The question of whether Greece, which is now in its sixth consecutive year of recession, will need a further loosening of the country's €240 billion aid programme has become a controversial issue in Germany as politicians enter the final weeks of the federal election campaign.
Two weeks ago, an internal Bundesbank report leaked to the media stated that the EU would "certainly agree a new aid programme for Greece" by early 2014.
Peer Steinbruck, the leader of the opposition social democrats, quickly accused Merkel of misleading voters by downplaying the prospects of German taxpayers bearing higher liabilities to Greece.
According to the Handelsblatt Research Institute, German taxpayers are currently liable for €150bn in bailout loans across the eurozone, more than 30 percent higher than the German government’s estimate of €95.3bn.

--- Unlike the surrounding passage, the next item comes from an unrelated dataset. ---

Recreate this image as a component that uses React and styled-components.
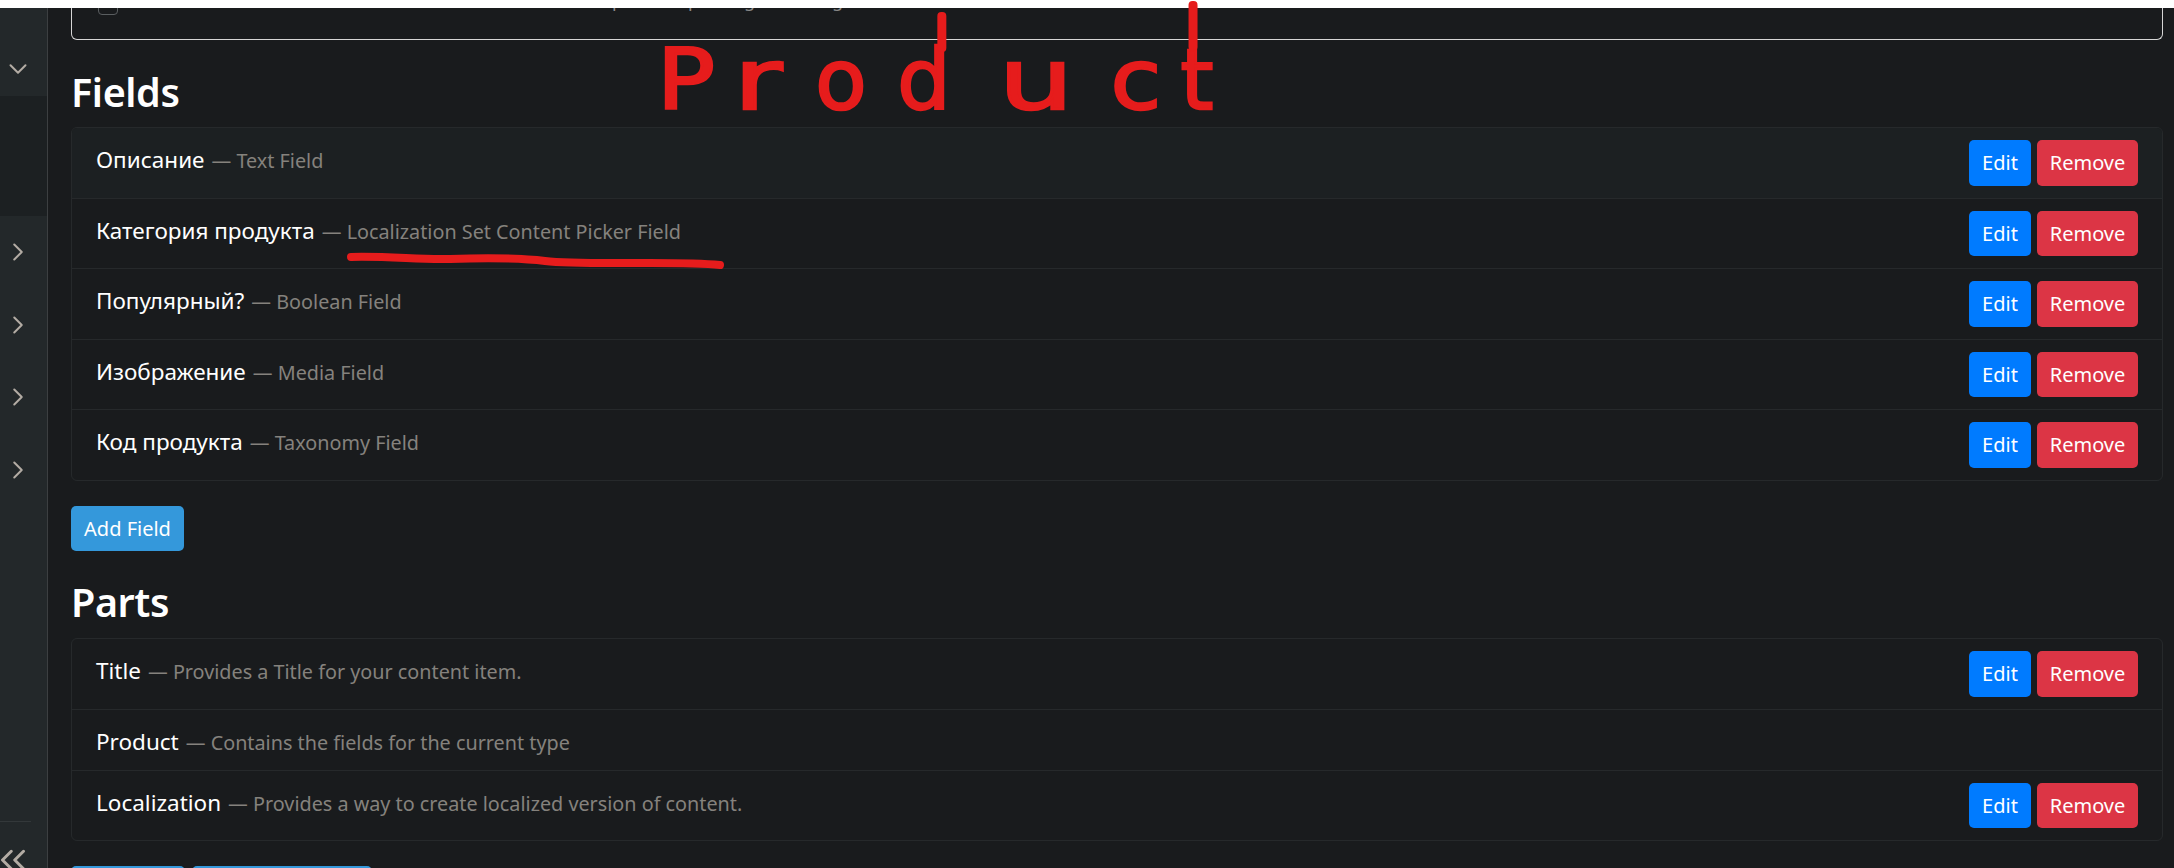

Germans will vote on 22 September with Merkel bidding for a third term as Chancellor. Opinion polls suggest that Merkel's governing coalition with the Free Democrat party (FDP) could win an overall majority provided that the FDP reaches the 5 percent threshold required to win seats in the Bundestag, with Merkel's Christian Democrats currently polling at around 40 percent, more than 10 points ahead of the social democrats.